(Pages as source code)

——————

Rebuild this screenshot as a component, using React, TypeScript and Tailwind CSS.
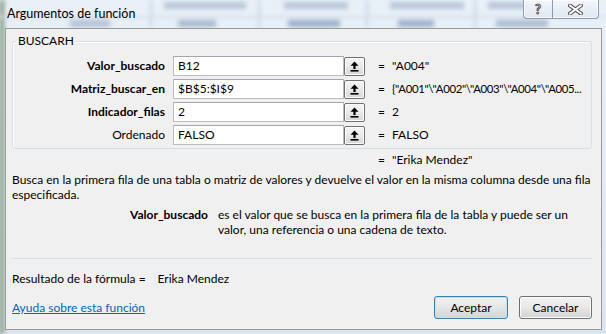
import React from "react";

function UpArrow() {
  return (
    <svg width="9" height="11" viewBox="0 0 9 11" aria-hidden="true">
      <polygon points="4.5,0.5 8.5,4.8 5.6,4.8 5.6,8 3.4,8 3.4,4.8 0.5,4.8" fill="#000" />
      <rect x="0.5" y="9" width="8" height="1.6" fill="#000" />
    </svg>
  );
}

function ArgRow({ label, bold, value, result, tight }: { label: string; bold?: boolean; value: string; result: string; tight?: boolean }) {
  return (
    <div className="flex h-[20px] items-center">
      <div className={`w-[152px] whitespace-nowrap text-right leading-[20px] ${bold ? "font-bold" : ""}`}>{label}</div>
      <div className="ml-[8px] flex h-[20px] w-[171px] items-center border border-[#b9bcc3] border-t-[#a3a6ae] bg-white pl-[4px] leading-[18px]">
        {value}
      </div>
      <button className="flex h-[19px] w-[21px] items-center justify-center rounded-[2px] border border-[#707070] bg-gradient-to-b from-[#f6f6f6] via-[#e9e9e9] to-[#d6d6d6] shadow-[inset_0_0_0_1px_#fcfcfc]">
        <UpArrow />
      </button>
      <span className="ml-[13px] w-[14px]">=</span>
      <span className={`whitespace-nowrap ${tight ? "text-[11.4px] tracking-[-0.35px]" : ""}`}>{result}</span>
    </div>
  );
}

export default function App() {
  return (
    <div className="relative h-[334px] w-[606px] overflow-hidden bg-gradient-to-b from-[#e9f0f8] via-[#e3ebf4] to-[#dae4ef] font-['Lato',sans-serif] text-[12px] text-black">
      {/* blurred glass backdrop */}
      <div className="pointer-events-none absolute inset-0 blur-[2px]">
        <div className="absolute left-0 top-0 h-full w-[5px] bg-gradient-to-r from-[#5f7f63] via-[#8aa28c] to-[#c9d5cb]" />
        <div className="absolute left-[150px] top-0 h-[28px] w-[2px] bg-[#c3d0de]" />
        <div className="absolute left-[258px] top-0 h-[28px] w-[2px] bg-[#c3d0de]" />
        <div className="absolute left-[366px] top-0 h-[28px] w-[2px] bg-[#c3d0de]" />
        <div className="absolute left-[474px] top-0 h-[28px] w-[2px] bg-[#c3d0de]" />
        <div className="absolute left-0 top-[16px] h-[2px] w-full bg-[#d3dde8]" />
        <div className="absolute left-[164px] top-[2px] h-[7px] w-[82px] bg-[#b9c7da]" />
        <div className="absolute left-[284px] top-[2px] h-[7px] w-[64px] bg-[#b9c7da]" />
        <div className="absolute left-[390px] top-[2px] h-[7px] w-[74px] bg-[#b9c7da]" />
        <div className="absolute left-[488px] top-[2px] h-[7px] w-[40px] bg-[#b9c7da]" />
        <div className="absolute left-[70px] top-[20px] h-[7px] w-[40px] bg-[#b3c2d6]" />
        <div className="absolute left-[178px] top-[20px] h-[7px] w-[38px] bg-[#a9bbd2]" />
        <div className="absolute left-[288px] top-[20px] h-[7px] w-[52px] bg-[#9fb1ca]" />
        <div className="absolute left-[398px] top-[20px] h-[7px] w-[36px] bg-[#9fb1ca]" />
        <div className="absolute left-[496px] top-[20px] h-[7px] w-[52px] bg-[#aebdd2]" />
      </div>

      <div className="relative flex h-full flex-col">
        {/* title bar */}
        <div className="flex h-[28px] items-start">
          <span className="ml-[7px] mt-[6px] text-[12.5px] leading-[16px]">Argumentos de función</span>
          <div className="ml-auto mr-[7px] flex h-[19px] rounded-b-[4px] border border-t-0 border-[#8d9cae] bg-gradient-to-b from-[#f4f7fb]/90 to-[#dfe7f1]/90 shadow-[inset_0_0_0_1px_rgba(255,255,255,0.7)]">
            <div className="flex w-[29px] items-center justify-center border-r border-[#8d9cae] text-[13px] font-bold leading-none text-[#f5f5f5] [-webkit-text-stroke:0.9px_#4b4b4b]">
              ?
            </div>
            <div className="flex w-[45px] items-center justify-center">
              <svg width="15" height="11" viewBox="0 0 15 11" aria-hidden="true">
                <path d="M2 1.5 L13 9.5 M13 1.5 L2 9.5" stroke="#4b4b4b" strokeWidth="4" strokeLinecap="square" />
                <path d="M2 1.5 L13 9.5 M13 1.5 L2 9.5" stroke="#f7f7f7" strokeWidth="2" strokeLinecap="square" />
              </svg>
            </div>
          </div>
        </div>

        {/* client panel */}
        <div className="mb-[4px] ml-[5px] mr-[4px] flex flex-1 flex-col border border-[#9a9a9a] bg-[#f0f0f0]">
          {/* group box */}
          <div className="relative ml-[6px] mt-[12px] h-[108px] w-[580px] rounded-[3px] border border-[#d5dfe5] pt-[14px] shadow-[inset_1px_1px_0_#fff]">
            <span className="absolute left-[3px] top-[-9px] bg-[#f0f0f0] px-[2px] leading-[16px]">BUSCARH</span>
            <div className="flex flex-col gap-[3px]">
              <ArgRow label="Valor_buscado" bold value="B12" result={'"A004"'} />
              <ArgRow label="Matriz_buscar_en" bold value="$B$5:$I$9" result={'{"A001"\\"A002"\\"A003"\\"A004"\\"A005...'} tight />
              <ArgRow label="Indicador_filas" bold value="2" result="2" />
              <ArgRow label="Ordenado" value="FALSO" result="FALSO" />
            </div>
          </div>

          <div className="mt-[3px] flex pl-[372px] leading-[15px]">
            <span className="w-[14px]">=</span>
            <span>"Erika Mendez"</span>
          </div>

          <div className="mt-[5px] whitespace-nowrap pl-[6px] leading-[15px]">
            <div>Busca en la primera fila de una tabla o matriz de valores y devuelve el valor en la misma columna desde una fila</div>
            <div>especificada.</div>
          </div>

          <div className="mt-[5px] flex whitespace-nowrap leading-[15px]">
            <div className="w-[202px] text-right font-bold">Valor_buscado</div>
            <div className="ml-[10px]">
              <div>es el valor que se busca en la primera fila de la tabla y puede ser un</div>
              <div>valor, una referencia o una cadena de texto.</div>
            </div>
          </div>

          <div className="ml-[6px] mr-[9px] mt-[21px] h-px bg-[#d5dfe5]" />

          <div className="mt-[12px] flex whitespace-nowrap pl-[6px] leading-[15px]">
            <span>Resultado de la fórmula =</span>
            <span className="ml-[12px]">Erika Mendez</span>
          </div>

          <div className="mt-[10px] flex h-[23px] items-center pl-[6px] pr-[9px]">
            <a href="#" className="text-[#0066cc] underline">Ayuda sobre esta función</a>
            <div className="ml-auto flex gap-[11px]">
              <button className="h-[23px] w-[74px] rounded-[3px] border border-[#3c7fb1] bg-gradient-to-b from-[#f2f2f2] via-[#e6e6e6] to-[#d4d4d4] leading-[20px] shadow-[inset_0_0_0_1px_#bde3f7]">
                Aceptar
              </button>
              <button className="h-[23px] w-[73px] rounded-[3px] border border-[#707070] bg-gradient-to-b from-[#f2f2f2] via-[#e8e8e8] to-[#d2d2d2] leading-[20px] shadow-[inset_0_0_0_1px_#fbfbfb]">
                Cancelar
              </button>
            </div>
          </div>
        </div>
      </div>
    </div>
  );
}
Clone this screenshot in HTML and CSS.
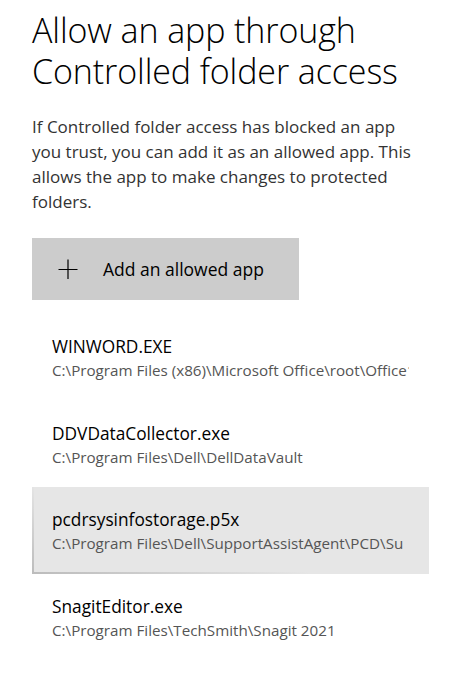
FILE: index.html
```html
<!DOCTYPE html>
<html lang="en">
<head>
<meta charset="utf-8">
<title>Allow an app through Controlled folder access</title>
<link rel="stylesheet" href="styles.css">
</head>
<body>
<main class="page">
  <h1 class="title">Allow an app through Controlled folder access</h1>
  <p class="desc">If Controlled folder access has blocked an app<br>you trust, you can add it as an allowed app. This allows the app to make changes to protected folders.</p>
  <button class="add-btn" type="button">
    <svg class="plus" width="20" height="20" viewBox="0 0 20 20" aria-hidden="true"><path d="M10 0.5V20M0.5 10.5H19.5" stroke="#000" stroke-width="1.2" fill="none"/></svg>
    <span>Add an allowed app</span>
  </button>
  <ul class="apps">
    <li class="app">
      <div class="name">WINWORD.EXE</div>
      <div class="path">C:\Program Files (x86)\Microsoft Office\root\Office16</div>
    </li>
    <li class="app">
      <div class="name">DDVDataCollector.exe</div>
      <div class="path">C:\Program Files\Dell\DellDataVault</div>
    </li>
    <li class="app hover">
      <div class="name">pcdrsysinfostorage.p5x</div>
      <div class="path">C:\Program Files\Dell\SupportAssistAgent\PCD\Su</div>
    </li>
    <li class="app">
      <div class="name">SnagitEditor.exe</div>
      <div class="path">C:\Program Files\TechSmith\Snagit 2021</div>
    </li>
  </ul>
</main>
</body>
</html>
```
FILE: styles.css
```css
html, body {
  margin: 0;
  padding: 0;
  background: #fff;
}
body {
  font-family: "Open Sans", "Noto Sans", sans-serif;
  color: #000;
}
.page {
  padding: 10px 32px 0 32px;
  width: 397px;
}
.title {
  margin: 0;
  font-weight: 300;
  font-size: 34px;
  line-height: 41px;
  letter-spacing: -0.1px;
}
.desc {
  margin: 22px 0 0 0;
  font-size: 17px;
  line-height: 25px;
  color: #333;
}
.add-btn {
  margin-top: 24px;
  width: 267px;
  height: 62px;
  border: 0;
  background: #cccccc;
  display: flex;
  align-items: center;
  padding: 0 0 0 26px;
  font-family: inherit;
  font-size: 17.5px;
  color: #000;
  gap: 25px;
  cursor: pointer;
}
.plus { flex: none; }
.apps {
  list-style: none;
  margin: 14px 0 0 0;
  padding: 0;
}
.app {
  height: 86.6px;
  box-sizing: border-box;
  padding: 21px 20px 0 20px;
  overflow: hidden;
  white-space: nowrap;
}
.app.hover {
  background:
    linear-gradient(to bottom, #e4e4e4, #bcbcbc) left top / 2px 100% no-repeat,
    linear-gradient(to right, #bcbcbc, #e6e6e6 70%) left bottom / 100% 2px no-repeat,
    #e6e6e6;
}
.name {
  font-size: 17.3px;
  line-height: 24px;
  color: #000;
}
.path {
  font-size: 15.2px;
  line-height: 22px;
  color: #555;
  overflow: hidden;
}
```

——————

** TASK DIRECTIONS **
Every line of the records that includes the word "React" should be gathered.

** THE OUTPUT **
Rebuild this screenshot as a component, using React, TypeScript and Tailwind CSS.
import React from "react";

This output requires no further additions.